HEIDBREDER, INC. v. BOARD OF ZONING APPEALS
Court of Appeals of Indiana (2006)
Facts
- Heidbreder, Inc. sought to establish a concrete redi-mix plant in Crown Point, Indiana.
- In March 2005, the company filed a petition for a special use with the Board of Zoning Appeals (BZA), which held a public hearing and recommended approval to the Crown Point City Council.
- The City Council voted to grant the special use on April 4, 2005, but the Mayor vetoed this resolution eight days later.
- The City Council attempted to override the veto but did not achieve the necessary two-thirds majority.
- No further action was taken by the City Council until Heidbreder applied for a building permit on June 27, 2005, which was denied due to the lack of an approved special use.
- Heidbreder appealed this denial to the BZA, which upheld the decision.
- Subsequently, Heidbreder filed a writ of certiorari with the trial court, which was denied on February 24, 2006, leading to Heidbreder's appeal.
Issue
- The issues were whether the trial court erred in its interpretation of a specific zoning statute regarding municipalities and whether Heidbreder's special use had been granted despite the Mayor's veto.
Holding — Kirsch, C.J.
- The Indiana Court of Appeals reversed the trial court's order denying Heidbreder's petition for writ of certiorari.
Rule
- A special use petition is granted when the legislative body votes to approve it within the statutory timeframe, and a mayor's veto does not negate that approval.
Reasoning
- The Indiana Court of Appeals reasoned that the trial court incorrectly concluded that the statute IC 36-7-4-918.6 did not apply to municipalities, determining that it indeed encompassed both counties and the municipalities within them.
- The court highlighted that the BZA's recommendation and the City Council's approval were sufficient to grant the special use by operation of law under the statute, as the City Council acted within the required timeframe.
- Furthermore, the court found that the Mayor's veto did not negate the approval granted by the City Council, as the statute did not require any further action from the Mayor for a special use petition to be considered granted once the legislative body had voted.
- The court concluded that Heidbreder's petition had been granted when the City Council voted to approve it, and thus the trial court made errors in its rulings on these matters.
Deep Dive: How the Court Reached Its Decision
Interpretation of IC 36-7-4-918.6
The Indiana Court of Appeals determined that the trial court erred in its interpretation of IC 36-7-4-918.6 by concluding it applied only to counties and not to municipalities. The court emphasized that the statute's language, which referred to "the legislative body" and "the board of zoning appeals," was sufficiently broad to encompass both municipalities and counties within the specified population parameters. The court compared this statute to other sections of the zoning law, noting that the General Assembly did not explicitly limit the applicability to counties. Furthermore, the court referenced a previous case, City of Hobart Common Council v. Behavioral Institute of Indiana, LLC, which implicitly recognized that the statute could apply to municipalities without challenge. By interpreting the statute in context, the court concluded that the legislative intent was to include municipalities, specifically those within Lake County, where Crown Point is located. Thus, the court reversed the trial court's decision regarding the applicability of the statute to Heidbreder's situation.
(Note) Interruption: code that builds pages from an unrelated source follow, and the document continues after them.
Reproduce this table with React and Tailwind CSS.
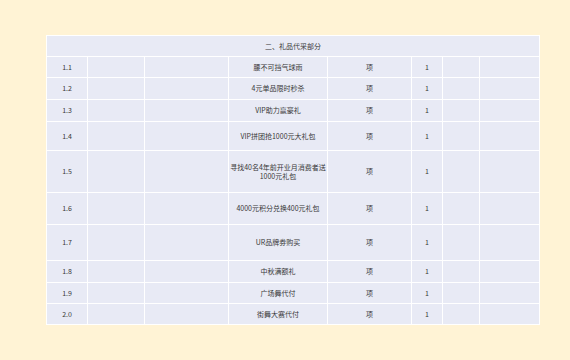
import React from 'react';

const rows = [
  { no: '1.1', name: '腰不可挡气球雨', h: 'h-[21px]' },
  { no: '1.2', name: '4元单品限时秒杀', h: 'h-[22px]' },
  { no: '1.3', name: 'VIP助力赢豪礼', h: 'h-[22px]' },
  { no: '1.4', name: 'VIP拼团抢1000元大礼包', h: 'h-[29px]' },
  { no: '1.5', name: '寻找40名4年前开业月消费者送1000元礼包', h: 'h-[42px]' },
  { no: '1.6', name: '4000元积分兑换400元礼包', h: 'h-[32px]' },
  { no: '1.7', name: 'UR品牌券购买', h: 'h-[36px]' },
  { no: '1.8', name: '中秋满额礼', h: 'h-[22px]' },
  { no: '1.9', name: '广场舞代付', h: 'h-[21px]' },
  { no: '2.0', name: '街舞大赛代付', h: 'h-[21px]' },
];

const cell = 'border border-white p-0 text-center align-middle';

export default function App() {
  return (
    <div
      className="w-[570px] h-[360px] bg-[#fff3d5] pt-[35px] pl-[46px]"
      style={{ fontFamily: '"Noto Sans CJK SC", "Noto Sans", sans-serif' }}
    >
      <table className="table-fixed border-collapse bg-[#e8eaf5] text-[7px] leading-[9px] text-[#383838] w-[493px]">
        <colgroup>
          <col className="w-[41px]" />
          <col className="w-[57px]" />
          <col className="w-[84px]" />
          <col className="w-[99px]" />
          <col className="w-[84px]" />
          <col className="w-[31px]" />
          <col className="w-[37px]" />
          <col className="w-[60px]" />
        </colgroup>
        <tbody>
          <tr className="h-[21px]">
            <td colSpan={8} className={cell}>二、礼品代采部分</td>
          </tr>
          {rows.map((r) => (
            <tr key={r.no} className={r.h}>
              <td className={cell}>{r.no}</td>
              <td className={cell}></td>
              <td className={cell}></td>
              <td className={cell}>{r.name}</td>
              <td className={cell}>项</td>
              <td className={cell}>1</td>
              <td className={cell}></td>
              <td className={cell}></td>
            </tr>
          ))}
        </tbody>
      </table>
    </div>
  );
}
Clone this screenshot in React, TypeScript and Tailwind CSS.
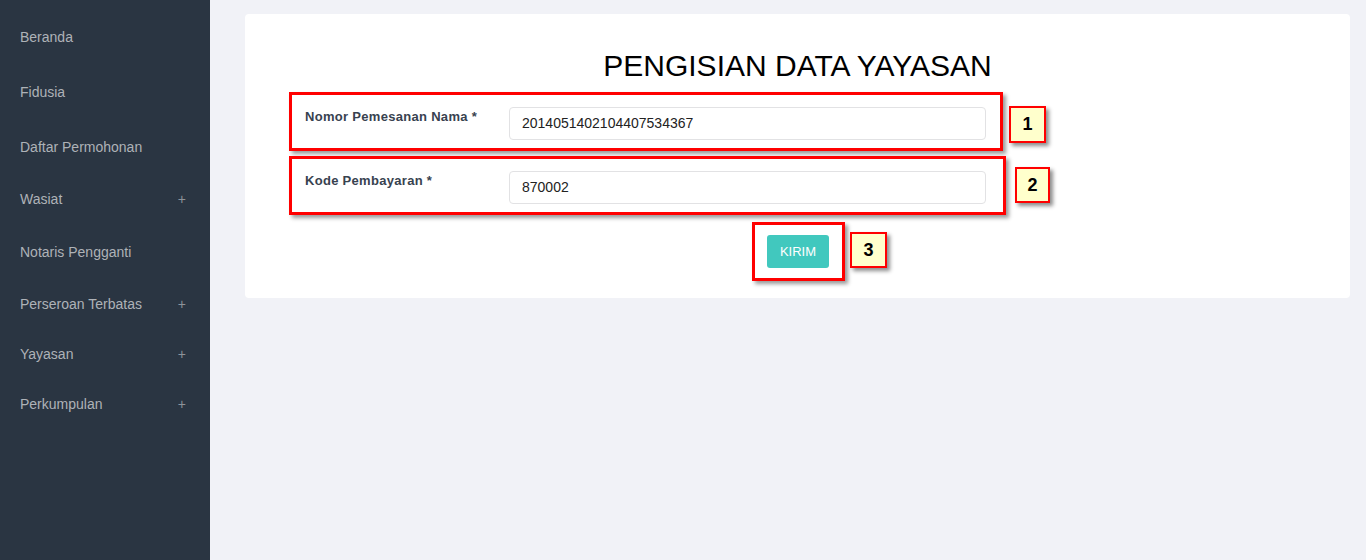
import React from "react";

const menu: { label: string; h: number; plus?: boolean }[] = [
  { label: "Beranda", h: 55 },
  { label: "Fidusia", h: 55 },
  { label: "Daftar Permohonan", h: 54 },
  { label: "Wasiat", h: 51, plus: true },
  { label: "Notaris Pengganti", h: 54 },
  { label: "Perseroan Terbatas", h: 50, plus: true },
  { label: "Yayasan", h: 50, plus: true },
  { label: "Perkumpulan", h: 50, plus: true },
];

function Badge({ n, className }: { n: string; className: string }) {
  return (
    <div
      className={
        "flex items-center justify-center border-2 border-[#ff0000] bg-[#ffffcc] text-[18px] font-bold text-black shadow-[3px_3px_4px_rgba(0,0,0,0.45)] " +
        className
      }
    >
      {n}
    </div>
  );
}

export default function App() {
  return (
    <div
      className="flex h-[560px] w-full"
      style={{ fontFamily: '"Liberation Sans", Arial, sans-serif' }}
    >
      <aside className="w-[210px] shrink-0 bg-[#2a3542] pt-[10px]">
        {menu.map((m) => (
          <div
            key={m.label}
            className="flex items-center justify-between pl-[20px] pr-[24px] text-[14px] text-[#aeb2b7]"
            style={{ height: m.h }}
          >
            <span>{m.label}</span>
            {m.plus && <span className="text-[14px] text-[#8d939a]">+</span>}
          </div>
        ))}
      </aside>
      <main className="flex-1 bg-[#f1f2f7] pl-[35px] pr-[16px] pt-[14px]">
        <div className="rounded-[4px] bg-white pb-[17px] pt-[30px]">
          <h1 className="h-[44px] text-center text-[30px] leading-[44px] text-black">
            PENGISIAN DATA YAYASAN
          </h1>
          <div className="mt-[4px] flex items-start pl-[44px]">
            <div className="flex h-[59px] w-[714px] items-start border-[3px] border-[#ff0000] pl-[13px] pr-[14px] pt-[12px] shadow-[3px_3px_4px_rgba(0,0,0,0.4)]">
              <label className="w-[204px] text-[13px] font-bold tracking-[0.3px] text-[#38424f]">
                Nomor Pemesanan Nama *
              </label>
              <div className="flex h-[33px] flex-1 items-center rounded-[4px] border border-[#e2e2e4] px-[12px] text-[14px] text-[#222]">
                2014051402104407534367
              </div>
            </div>
            <Badge n="1" className="ml-[6px] mt-[14px] h-[37px] w-[37px]" />
          </div>
          <div className="mt-[5px] flex items-start pl-[44px]">
            <div className="flex h-[59px] w-[717px] items-start border-[3px] border-[#ff0000] pl-[13px] pr-[17px] pt-[12px] shadow-[3px_3px_4px_rgba(0,0,0,0.4)]">
              <label className="w-[204px] text-[13px] font-bold tracking-[0.3px] text-[#38424f]">
                Kode Pembayaran *
              </label>
              <div className="flex h-[33px] flex-1 items-center rounded-[4px] border border-[#e2e2e4] px-[12px] text-[14px] text-[#222]">
                870002
              </div>
            </div>
            <Badge n="2" className="ml-[9px] mt-[11px] h-[36px] w-[35px]" />
          </div>
          <div className="mt-[7px] flex items-start pl-[507px]">
            <div className="h-[59px] w-[93px] border-[3px] border-[#ff0000] pl-[12px] pt-[10px] shadow-[3px_3px_4px_rgba(0,0,0,0.4)]">
              <button className="h-[33px] w-[62px] rounded-[3px] bg-[#41c8be] text-[13px] text-white">
                KIRIM
              </button>
            </div>
            <Badge n="3" className="ml-[5px] mt-[10px] h-[36px] w-[37px]" />
          </div>
        </div>
      </main>
    </div>
  );
}
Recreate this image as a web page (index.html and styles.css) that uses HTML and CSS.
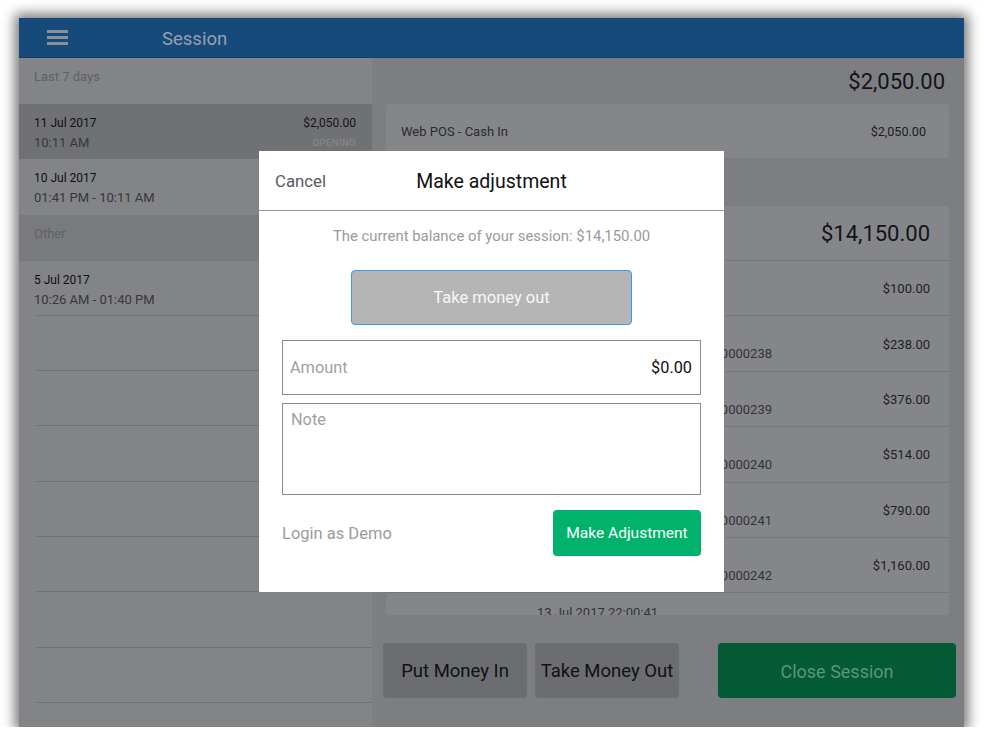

Operation of Law Regarding Special Use Grant
The court next addressed whether Heidbreder's petition for a special use had been granted by operation of law under IC 36-7-4-918.6. It noted that the statute stipulates that a petition is considered granted if the legislative body votes to approve it within ninety days of receiving a favorable recommendation from the board of zoning appeals (BZA). In Heidbreder's case, the BZA recommended approval on March 28, 2005, and the City Council voted to grant the special use on April 4, 2005, well within the statutory timeframe. The court reasoned that since the City Council's vote occurred within the requisite period, Heidbreder's petition was automatically granted, regardless of the subsequent veto by the Mayor. The trial court's failure to recognize this automatic approval was deemed incorrect by the appellate court, reinforcing the notion that the legislative body's timely action sufficed to grant the special use as per the statutory provisions. Thus, the court concluded that the special use was granted and reversed the trial court's findings.
Mayor's Veto Authority
Finally, the court examined the trial court's ruling regarding the authority of the Mayor of Crown Point to veto the resolution granting the special use. Heidbreder asserted that the statute did not grant the Mayor any power to veto once the City Council had voted to approve the special use. The court agreed, stating that under IC 36-7-4-918.6(e), a petition is either granted or denied based solely on the legislative body's vote, and no further action is required from the Mayor for a petition to be considered granted. The court highlighted that the legislative body, in this case, had already fulfilled its duty by voting to approve the special use. Consequently, the Mayor's veto was viewed as ineffective in altering the status of the approval granted by the City Council. This interpretation underscored the court's commitment to upholding the procedural integrity established by the statute, leading to the conclusion that the trial court incorrectly affirmed the Mayor's veto power in this context. The court thus reversed the trial court's decision on this matter as well.